Monday, November 15, 2004


Here's an unpublished op-ed piece I thought I should post up. It's dated and a differing view than my own, but it is always good to have various perspectives posted here. It is written by Brett M. Frischmann, who is an Assistant Professor of Law at Loyola University of Chicago. I knew Brett from the volleyball courts at Columbia University and from my close friend, Kevin, who went to Georgetown Law with him.

The "Global Test" and Preemptive War

Something that has been troubling about the presidential and vice presidential debates concerns the "global test" referenced by Kerry. The "global test" language leaves too much left unsaid. Rather than introducing a new buzzword and an unfortunate soundbite, Kerry should have explained the actual legal test in simple, unambiguous, and non-legalistic terms. Since he has not done so, let me try.

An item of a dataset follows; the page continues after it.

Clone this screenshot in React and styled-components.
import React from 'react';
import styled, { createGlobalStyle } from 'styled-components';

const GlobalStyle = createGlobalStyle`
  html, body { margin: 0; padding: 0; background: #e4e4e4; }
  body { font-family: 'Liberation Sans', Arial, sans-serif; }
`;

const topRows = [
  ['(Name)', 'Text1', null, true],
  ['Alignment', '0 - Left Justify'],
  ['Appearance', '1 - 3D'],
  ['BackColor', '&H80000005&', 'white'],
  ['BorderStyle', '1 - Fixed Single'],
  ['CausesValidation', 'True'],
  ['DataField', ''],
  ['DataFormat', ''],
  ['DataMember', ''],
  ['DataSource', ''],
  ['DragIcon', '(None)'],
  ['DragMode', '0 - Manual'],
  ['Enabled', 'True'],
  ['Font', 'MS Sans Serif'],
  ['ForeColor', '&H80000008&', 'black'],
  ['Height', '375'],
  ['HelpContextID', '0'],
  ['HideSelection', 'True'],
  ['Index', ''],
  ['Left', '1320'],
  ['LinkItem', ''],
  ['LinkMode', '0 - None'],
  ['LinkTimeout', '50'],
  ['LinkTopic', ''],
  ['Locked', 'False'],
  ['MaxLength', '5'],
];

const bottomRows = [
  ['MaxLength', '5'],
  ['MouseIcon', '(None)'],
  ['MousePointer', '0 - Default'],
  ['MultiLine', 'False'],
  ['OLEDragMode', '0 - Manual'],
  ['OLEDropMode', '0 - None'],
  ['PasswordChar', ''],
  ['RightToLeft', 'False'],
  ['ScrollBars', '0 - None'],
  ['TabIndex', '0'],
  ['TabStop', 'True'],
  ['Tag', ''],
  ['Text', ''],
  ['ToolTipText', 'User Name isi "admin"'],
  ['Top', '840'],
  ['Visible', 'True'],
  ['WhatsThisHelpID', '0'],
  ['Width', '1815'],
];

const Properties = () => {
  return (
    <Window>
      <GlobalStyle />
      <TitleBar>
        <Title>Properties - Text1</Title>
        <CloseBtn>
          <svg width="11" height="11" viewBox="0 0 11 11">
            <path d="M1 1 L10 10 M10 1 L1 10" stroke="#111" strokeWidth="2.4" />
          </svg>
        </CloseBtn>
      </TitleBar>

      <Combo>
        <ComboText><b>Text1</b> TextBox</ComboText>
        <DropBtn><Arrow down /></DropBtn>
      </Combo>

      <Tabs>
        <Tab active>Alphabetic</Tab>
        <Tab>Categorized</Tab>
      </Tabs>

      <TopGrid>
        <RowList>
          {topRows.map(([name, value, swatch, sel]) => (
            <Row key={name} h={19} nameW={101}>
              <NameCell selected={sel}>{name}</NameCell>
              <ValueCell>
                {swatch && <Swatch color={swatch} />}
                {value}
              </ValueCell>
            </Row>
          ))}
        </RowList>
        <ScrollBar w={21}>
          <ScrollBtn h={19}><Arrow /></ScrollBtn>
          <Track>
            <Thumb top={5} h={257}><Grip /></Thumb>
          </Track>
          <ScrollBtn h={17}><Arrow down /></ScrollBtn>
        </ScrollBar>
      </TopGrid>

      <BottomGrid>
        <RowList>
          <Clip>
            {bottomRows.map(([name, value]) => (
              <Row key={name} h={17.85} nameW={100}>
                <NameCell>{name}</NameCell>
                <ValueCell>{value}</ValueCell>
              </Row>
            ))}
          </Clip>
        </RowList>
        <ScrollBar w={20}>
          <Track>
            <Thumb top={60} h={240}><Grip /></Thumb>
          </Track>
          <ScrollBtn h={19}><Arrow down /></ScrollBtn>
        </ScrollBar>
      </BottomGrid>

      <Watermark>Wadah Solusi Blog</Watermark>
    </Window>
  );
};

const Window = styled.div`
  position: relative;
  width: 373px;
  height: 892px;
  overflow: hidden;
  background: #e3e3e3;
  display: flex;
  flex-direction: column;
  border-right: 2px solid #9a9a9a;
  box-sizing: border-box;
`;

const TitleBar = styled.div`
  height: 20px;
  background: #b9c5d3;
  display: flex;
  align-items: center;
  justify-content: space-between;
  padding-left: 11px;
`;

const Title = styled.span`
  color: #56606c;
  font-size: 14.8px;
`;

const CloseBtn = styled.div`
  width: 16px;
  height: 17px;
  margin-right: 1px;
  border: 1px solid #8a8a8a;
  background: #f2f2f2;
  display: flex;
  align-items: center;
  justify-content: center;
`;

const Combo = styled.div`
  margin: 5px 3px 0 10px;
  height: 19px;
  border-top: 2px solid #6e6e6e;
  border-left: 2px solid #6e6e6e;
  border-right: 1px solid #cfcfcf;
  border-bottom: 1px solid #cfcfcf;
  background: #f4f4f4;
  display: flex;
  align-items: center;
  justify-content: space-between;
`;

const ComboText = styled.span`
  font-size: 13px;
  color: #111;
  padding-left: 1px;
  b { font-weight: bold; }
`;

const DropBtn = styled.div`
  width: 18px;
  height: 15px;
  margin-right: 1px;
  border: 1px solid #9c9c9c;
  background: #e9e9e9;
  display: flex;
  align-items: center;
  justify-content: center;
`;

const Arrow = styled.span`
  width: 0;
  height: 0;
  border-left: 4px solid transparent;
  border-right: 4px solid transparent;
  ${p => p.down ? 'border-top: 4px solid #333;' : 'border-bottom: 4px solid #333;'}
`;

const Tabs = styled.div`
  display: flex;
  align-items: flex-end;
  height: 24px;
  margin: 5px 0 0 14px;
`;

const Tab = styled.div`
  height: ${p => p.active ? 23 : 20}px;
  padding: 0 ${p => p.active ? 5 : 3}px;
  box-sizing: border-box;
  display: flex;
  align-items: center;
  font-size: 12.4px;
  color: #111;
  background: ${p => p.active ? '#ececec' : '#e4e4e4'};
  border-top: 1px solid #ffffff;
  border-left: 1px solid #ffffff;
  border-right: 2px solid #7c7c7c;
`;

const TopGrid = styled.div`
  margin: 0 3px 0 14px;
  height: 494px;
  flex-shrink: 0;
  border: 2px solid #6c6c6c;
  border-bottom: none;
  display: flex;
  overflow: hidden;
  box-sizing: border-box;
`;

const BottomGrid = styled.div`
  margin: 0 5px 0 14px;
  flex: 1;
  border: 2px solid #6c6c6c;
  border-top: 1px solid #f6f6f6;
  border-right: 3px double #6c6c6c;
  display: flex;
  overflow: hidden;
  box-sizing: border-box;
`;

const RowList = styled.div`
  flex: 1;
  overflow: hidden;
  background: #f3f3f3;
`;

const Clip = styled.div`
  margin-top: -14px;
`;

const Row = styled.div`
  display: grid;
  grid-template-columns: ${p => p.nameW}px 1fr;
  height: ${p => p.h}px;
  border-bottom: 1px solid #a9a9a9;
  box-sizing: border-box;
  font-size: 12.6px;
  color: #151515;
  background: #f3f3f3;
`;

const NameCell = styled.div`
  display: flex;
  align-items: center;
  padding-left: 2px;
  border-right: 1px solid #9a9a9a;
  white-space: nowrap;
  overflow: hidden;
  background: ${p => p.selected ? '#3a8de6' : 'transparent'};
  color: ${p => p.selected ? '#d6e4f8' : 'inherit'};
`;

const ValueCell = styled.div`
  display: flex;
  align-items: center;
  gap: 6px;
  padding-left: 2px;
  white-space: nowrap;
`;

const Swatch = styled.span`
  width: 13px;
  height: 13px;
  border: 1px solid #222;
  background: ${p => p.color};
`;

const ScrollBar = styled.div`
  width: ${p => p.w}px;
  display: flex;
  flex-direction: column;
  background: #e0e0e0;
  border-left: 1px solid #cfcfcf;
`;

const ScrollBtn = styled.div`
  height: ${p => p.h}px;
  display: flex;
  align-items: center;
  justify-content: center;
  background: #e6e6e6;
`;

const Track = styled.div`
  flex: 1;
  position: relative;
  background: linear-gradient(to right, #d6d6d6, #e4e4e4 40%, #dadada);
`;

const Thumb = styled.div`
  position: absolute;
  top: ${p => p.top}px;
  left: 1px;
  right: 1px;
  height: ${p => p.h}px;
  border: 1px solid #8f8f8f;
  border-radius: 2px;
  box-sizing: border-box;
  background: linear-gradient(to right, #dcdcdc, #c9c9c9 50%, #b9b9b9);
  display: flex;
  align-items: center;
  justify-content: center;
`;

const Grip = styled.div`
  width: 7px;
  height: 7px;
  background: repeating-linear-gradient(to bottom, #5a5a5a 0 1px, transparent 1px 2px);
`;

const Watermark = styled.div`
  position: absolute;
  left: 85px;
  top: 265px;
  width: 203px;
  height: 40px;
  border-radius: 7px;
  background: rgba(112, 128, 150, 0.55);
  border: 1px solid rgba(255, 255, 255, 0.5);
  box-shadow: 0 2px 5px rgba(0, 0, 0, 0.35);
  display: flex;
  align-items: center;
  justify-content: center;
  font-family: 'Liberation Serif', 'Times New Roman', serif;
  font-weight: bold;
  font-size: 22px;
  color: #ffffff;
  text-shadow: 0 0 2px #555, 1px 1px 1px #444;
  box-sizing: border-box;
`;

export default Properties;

Despite the apparent confusion among pundits, campaign advisors, and the candidates, there really is a "global test" for the use of preemptive force. The test is "global" not in the sense that all nations have a say in a particular country's decision whether or not to exercise preemptive force. Rather, the test is "global" in the sense that throughout the world, in nearly all legal systems at both the international and domestic levels as well as within most systems of moral norms, there is an almost universal (or "global") test for the legitimate use of preemptive force, and the test is rather simple:

Preemptive force is justified only when one is faced with an imminent threat.

Self defense and defense of others within criminal law and civil tort law are simple, widely accepted and understood examples. You can use deadly force to defend yourself or another against an imminent threat of serious bodily injury or death; however, you cannot use deadly force against someone when he tells you that he will kill you next week because the threat is not imminent and there are other options

The same is true in international law: A nation faced with an imminent threat, which means there is no way to avoid the attack except to attack first, is justified in using preemptive force. If another nation has the intent but not the present ability to strike another country with armed force, that threat is not imminent and so using armed force first is not justified.

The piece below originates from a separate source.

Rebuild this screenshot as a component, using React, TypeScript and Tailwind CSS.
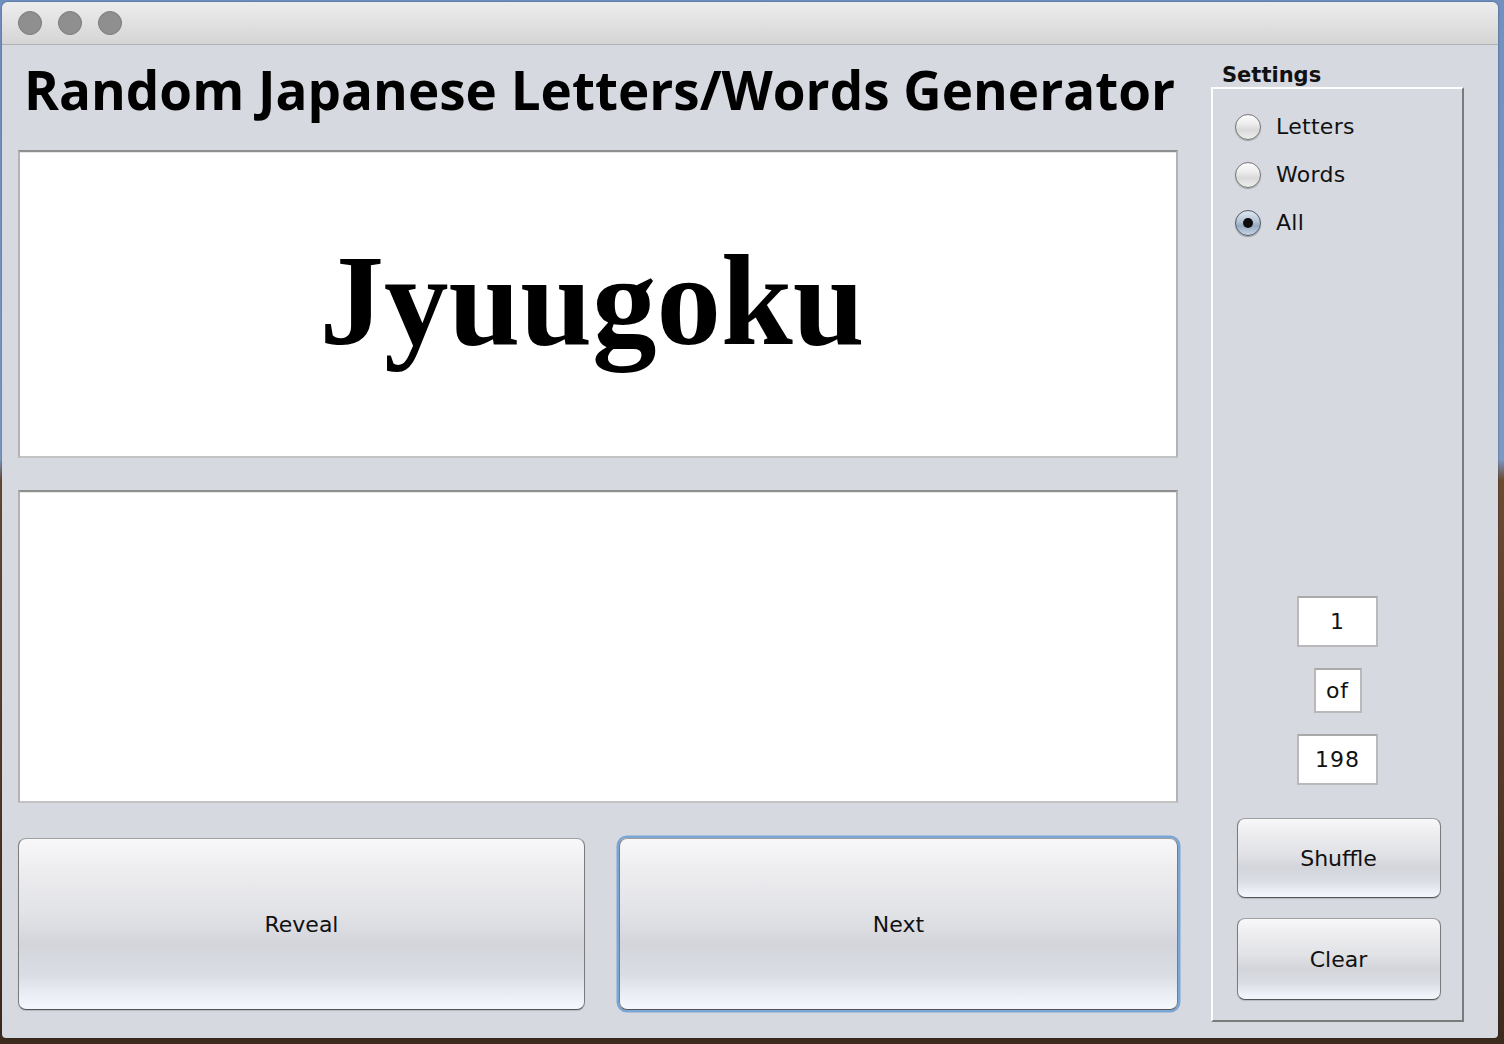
import React, { useState } from 'react';

type Mode = 'letters' | 'words' | 'all';

const Radio: React.FC<{ checked: boolean; label: string; onClick: () => void }> = ({ checked, label, onClick }) => (
  <div className="h-[48px] flex items-center gap-[15px] cursor-default" onClick={onClick}>
    {checked ? (
      <span className="w-[26px] h-[26px] rounded-full border-[1.5px] border-[#4f5b6a] bg-[linear-gradient(to_bottom,#dfe8f2_0%,#b3c2d4_45%,#98abc3_62%,#c6d5e7_100%)] shadow-[0_1px_1px_rgba(0,0,0,0.3)] flex items-center justify-center">
        <span className="w-[10px] h-[10px] rounded-full bg-[#0d0d0d]" />
      </span>
    ) : (
      <span className="w-[26px] h-[26px] rounded-full border-[1.5px] border-[#767676] bg-[linear-gradient(to_bottom,#fdfdfd_0%,#eeeeee_35%,#d9d9d9_62%,#eeeeee_100%)] shadow-[0_1px_1px_rgba(0,0,0,0.25)]" />
    )}
    <span className="text-[22px] leading-none tracking-[0.3px] text-[#111]">{label}</span>
  </div>
);

const AquaButton: React.FC<{ label: string; className: string; focused?: boolean }> = ({ label, className, focused }) => (
  <button
    className={`${className} rounded-[8px] border-[1.5px] border-t-[#a0a0a0] border-x-[#7c7c7c] border-b-[#555] bg-[linear-gradient(to_bottom,#f8f8fa_0%,#ececef_20%,#e1e2e6_45%,#d3d5db_62%,#dadde4_80%,#eef1f8_94%,#f4f7fd_100%)] text-[22px] text-[#111] flex items-center justify-center ${
      focused ? 'shadow-[0_0_0_2.5px_#7aa6d6]' : 'shadow-[0_1px_1px_rgba(0,0,0,0.15)]'
    }`}
  >
    {label}
  </button>
);

const Field: React.FC<{ value: string; className: string }> = ({ value, className }) => (
  <div className={`${className} bg-white border-2 border-[#b9b9b9] border-t-[#a9a9a9] flex items-center justify-center text-[22px] tracking-[1px] text-[#111]`}>
    {value}
  </div>
);

const App: React.FC = () => {
  const [mode, setMode] = useState<Mode>('all');

  return (
    <div className="w-[1504px] h-[1044px] overflow-hidden pt-[2px] pl-[2px] bg-[linear-gradient(to_bottom,#7090c0_0%,#7d99c3_44%,#6a4a33_46%,#3e2b1f_100%)] font-['DejaVu_Sans',sans-serif]">
      <div className="w-[1496px] h-[1036px] rounded-t-[6px] rounded-b-[4px] overflow-hidden bg-[#d6d9e0] shadow-[0_0_2px_rgba(0,0,0,0.45)] flex flex-col">
        {/* Title bar */}
        <div className="h-[43px] shrink-0 border-b border-[#b1b1b1] bg-[linear-gradient(to_bottom,#ededed,#d5d5d5)] flex items-center gap-[16px] pl-[16px] pb-[1px]">
          <span className="w-[24px] h-[24px] rounded-full bg-[#8f8f8f] border border-[#7b7b7b]" />
          <span className="w-[24px] h-[24px] rounded-full bg-[#8f8f8f] border border-[#7b7b7b]" />
          <span className="w-[24px] h-[24px] rounded-full bg-[#8f8f8f] border border-[#7b7b7b]" />
        </div>

        <div className="flex pl-[16px]">
          {/* Left column */}
          <div className="w-[1162px] flex flex-col">
            <div className="h-[105px] pt-[13px] pl-[6px]">
              <h1 className="font-['Open_Sans',sans-serif] font-bold text-[53px] leading-[64px] text-black whitespace-nowrap">
                Random Japanese Letters/Words Generator
              </h1>
            </div>

            <div className="w-[1160px] h-[308px] bg-white border-2 border-t-[#8f8f8f] border-x-[#b3b3b3] border-b-[#c3c3c3] shadow-[inset_0_1px_0_#e6e6e6] flex items-center justify-center pb-[8px] pr-[12px]">
              <span className="font-['Liberation_Serif',serif] font-bold text-[129px] leading-none text-black">Jyuugoku</span>
            </div>

            <div className="mt-[32px] w-[1160px] h-[313px] bg-white border-2 border-t-[#8f8f8f] border-x-[#b3b3b3] border-b-[#c3c3c3] shadow-[inset_0_1px_0_#e6e6e6]" />

            <div className="mt-[35px] flex">
              <AquaButton label="Reveal" className="w-[567px] h-[172px]" />
              <AquaButton label="Next" className="ml-[34px] w-[559px] h-[172px]" focused />
            </div>
          </div>

          {/* Settings */}
          <div className="ml-[31px] w-[253px] flex flex-col">
            <div className="h-[42px] pt-[18px] pl-[11px]">
              <span className="block font-bold text-[21px] leading-[24px] text-[#111]">Settings</span>
            </div>
            <div className="h-[935px] border-2 border-t-[#fdfdfd] border-l-[#fdfdfd] border-r-[#7b7b7b] border-b-[#7b7b7b] flex flex-col pt-[14px]">
              <div className="pl-[22px]">
                <Radio label="Letters" checked={mode === 'letters'} onClick={() => setMode('letters')} />
                <Radio label="Words" checked={mode === 'words'} onClick={() => setMode('words')} />
                <Radio label="All" checked={mode === 'all'} onClick={() => setMode('all')} />
              </div>

              <div className="mt-[349px] flex flex-col items-center">
                <Field value="1" className="w-[81px] h-[51px]" />
                <Field value="of" className="mt-[21px] w-[48px] h-[45px]" />
                <Field value="198" className="mt-[21px] w-[81px] h-[51px]" />
              </div>

              <div className="mt-[33px] flex flex-col items-center pl-[2px]">
                <AquaButton label="Shuffle" className="w-[204px] h-[80px]" />
                <AquaButton label="Clear" className="mt-[20px] w-[204px] h-[82px]" />
              </div>
            </div>
          </div>
        </div>
      </div>
    </div>
  );
};

export default App;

The rationale behind the imminent threat test is simple: Preemptive force should always be a last resort; when a threat is not imminent, there are inevitably other options available. The reason you cannot shoot your neighbor today when he informs you that he will shoot you next week is that society is better off if you seek to employ alternative means to meet the threat, such as seeking the assistance of third-parties (e.g., police or mutual acquaintances) or perhaps talking with your neighbor (e.g., to reconcile or negotiate).

It is clear that both now and at the time that we entered into war, there was no evidence of an imminent threat, and that the options available at the time-multilateral efforts, inspections, and economic sanctions-were working. Thus, the imminent threat test was not met, and the preemptive attack on Iraq was not justified.

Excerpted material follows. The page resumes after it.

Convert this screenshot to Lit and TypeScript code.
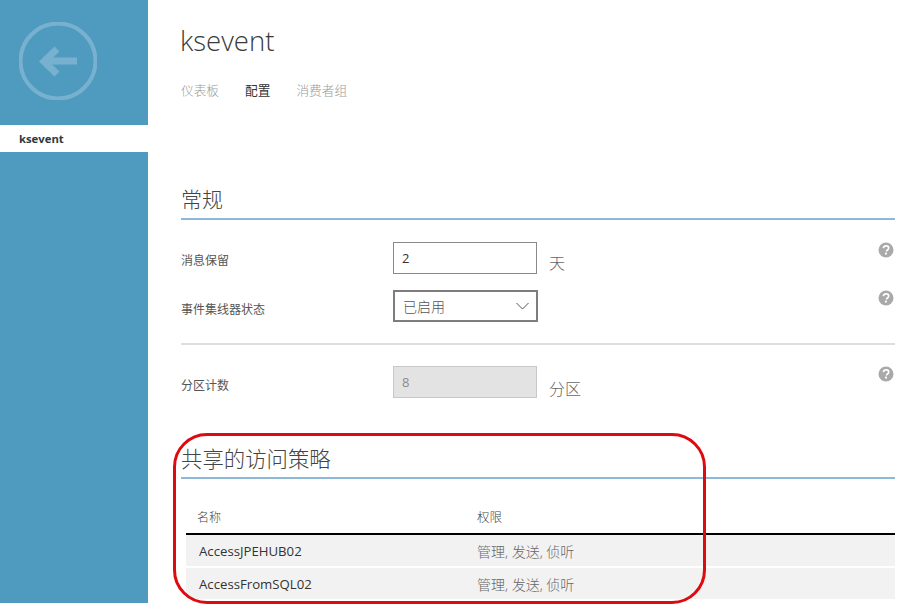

Kerry should explain to the American public that he voted to authorize the President to use force with an express understanding that these other alternatives would be used first and that the threat of Unites States force was needed to make these other options feasible. Instead of using the power bestowed upon him by the Congress to provide the necessary leverage for multilateral efforts to succeed in Iraq, Bush
rushed to war.

While it is tempting to say that 9/11 changed everything and made the traditional "imminent threat" test impractical in Iraq, this temptation reflects two important misconceptions. First, the link between Iraq and terrorism is an illusion, as several reports have now documented. Even if preemptively striking (known) terrorists is necessary even short of an imminent threat (or perhaps on the fallacious notion that terrorism constitutes a persistently imminent threat), this line of reasoning would not justify preemptively striking Iraq.

Second, we should be very careful about relaxing the imminent threat standard for the very same reasons we have not done so in the law of torts or criminal law. A very high standard for the use of preemptive force is essential because it provides stability and order, channels rivals into less confrontational and less costly forums for resolving tensions, and serves as a basis for rallying other countries to our aid.

Whether we like it or not, the United States leads by example, and the precedent we are currently setting is truly a dangerous one. Consider a stark example. Under the President's logic, both Iran and North Korea would be justified in preemptively attacking the Unites States, based upon our current military capabilities and various pronouncements by President. At the same time, these countries have leveraged their nuclear capabilities to preempt preemptive strikes by the United States. Despite Bush's claims to the contrary, the world is edging towards chaos and becoming less safe, in part due to 9/11 and the terrorists, and in part due to Bush's unilateral break from international and national tradition.

The "imminent threat" test I have described is probably what Kerry meant by the "global test." If so, Kerry should go to greater trouble to make it clear because the test is more than a mere legalistic formula; it is a concept of moral and political integrity. And it's something the voters (and the rest of the world) want to understand.